Aucune des évolutions du droit français de la famille ne paraît résister aux politiques migratoires. Et quelle meilleure illustration de la conception française du droit au respect de la vie familiale que ces aires pour les familles ouvertes dans les centres de rétention [11] ?
Notes
[2] Loi n° 93-1027 du 24 août 1993 relative à la maîtrise de l’immigration et aux conditions d’entrée, d’accueil et de séjour des étrangers en France.
[3] Loi n° 2003-1119 du 26 novembre 2003 relative à la maîtrise de l’immigration, au séjour des étrangers en France et à la nationalité.

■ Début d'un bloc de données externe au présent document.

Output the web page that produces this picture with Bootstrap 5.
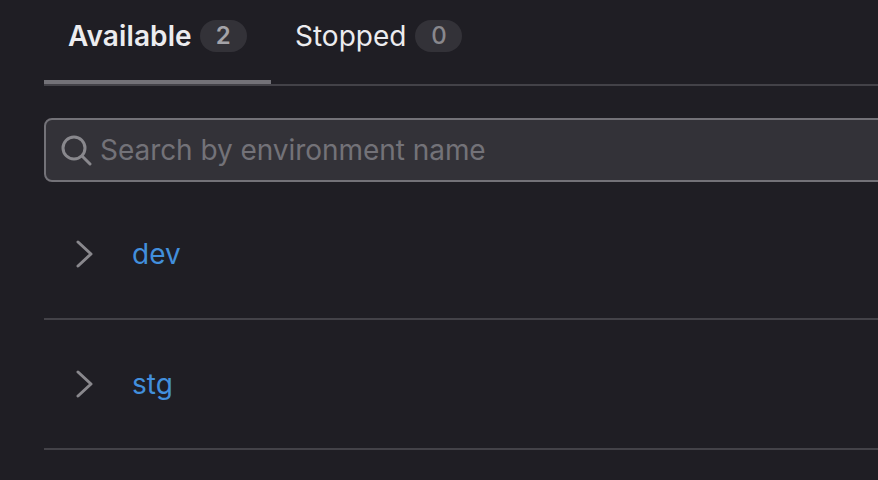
<!DOCTYPE html>
<html lang="en">
<head>
<meta charset="utf-8">
<title>Environments</title>
<link href="https://cdn.jsdelivr.net/npm/bootstrap@5.3.0/dist/css/bootstrap.min.css" rel="stylesheet">
<style>
html, body { background: #1f1e24; height: 480px; }
body { font-family: Inter, "Liberation Sans", sans-serif; font-size: 28px; padding-left: 44px; overflow: hidden; }
.env-tabs { height: 86px; border-bottom: 2px solid #434248; }
.env-tab { width: 227px; height: 84px; padding: 0 0 8px 24px; gap: 9px; color: #ececef; border-bottom: 4px solid transparent; }
.env-tab.env-active { font-weight: 600; letter-spacing: 0.1px; gap: 8px; border-bottom-color: #737278; }
.env-tab-2 { width: auto; padding-left: 24px; }
.env-count { width: 47px; height: 32px; border-radius: 16px; background: #333238; color: #89888d; font-size: 24px; line-height: 32px; font-weight: 500; text-align: center; }
.env-active .env-count { color: #a4a3a8; font-weight: 600; }
.env-search { margin-top: 32px; height: 64px; width: calc(100% + 24px); background: #333238; border: 2px solid #737278; border-radius: 8px; padding-left: 14px; gap: 8px; }
.env-search input { flex: 1; background: transparent; border: 0; outline: 0; padding: 0; color: #ececef; font: inherit; min-width: 0; letter-spacing: -0.05px; }
.env-search input::placeholder { color: #737278; opacity: 1; }
.env-row { height: 130px; border-bottom: 2px solid #434248; padding-left: 31px; gap: 37px; }
.env-row a { color: #428fdc; text-decoration: none; }
.env-first { margin-top: 6px; height: 132px; padding-top: 1px; }
</style>
</head>
<body>
<div class="env-tabs d-flex">
  <div class="env-tab env-active d-flex align-items-center">Available <span class="env-count">2</span></div>
  <div class="env-tab env-tab-2 d-flex align-items-center">Stopped <span class="env-count">0</span></div>
</div>
<div class="env-search d-flex align-items-center">
  <svg width="32" height="32" viewBox="0 0 32 32" fill="none" stroke="#89888d" stroke-width="3" stroke-linecap="round"><circle cx="14" cy="14" r="11"/><path d="M22 22l8 8"/></svg>
  <input type="text" placeholder="Search by environment name">
</div>
<div class="env-row env-first d-flex align-items-center">
  <svg width="20" height="28" viewBox="0 0 20 28" fill="none" stroke="#89888d" stroke-width="3" stroke-linecap="round" stroke-linejoin="round"><path d="M3 2l13 12L3 26"/></svg>
  <a href="#">dev</a>
</div>
<div class="env-row d-flex align-items-center">
  <svg width="20" height="28" viewBox="0 0 20 28" fill="none" stroke="#89888d" stroke-width="3" stroke-linecap="round" stroke-linejoin="round"><path d="M3 2l13 12L3 26"/></svg>
  <a href="#">stg</a>
</div>
<script src="https://cdn.jsdelivr.net/npm/bootstrap@5.3.0/dist/js/bootstrap.bundle.min.js"></script>
</body>
</html>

[6] Il faudra alors que l’autre parent les ait autorisés à faire venir l’enfant en France.
[7] CJUE, 8 mars 2011, Zambrano, aff. C-34/09 ; CJUE, 15 novembre 2011, Dereci, aff. C-256/11 ; CJUE, 5 mai 2001, McCarthy, aff. C-434/09.
[8] Délibération n° 2007-370, 17 déc. 2007.
[9] Et il faut ajouter les délais de la procédure et la faculté de remettre en cause l’acquisition de la nationalité si la vie commune a cessé dans les douze mois de l’enregistrement de la déclaration.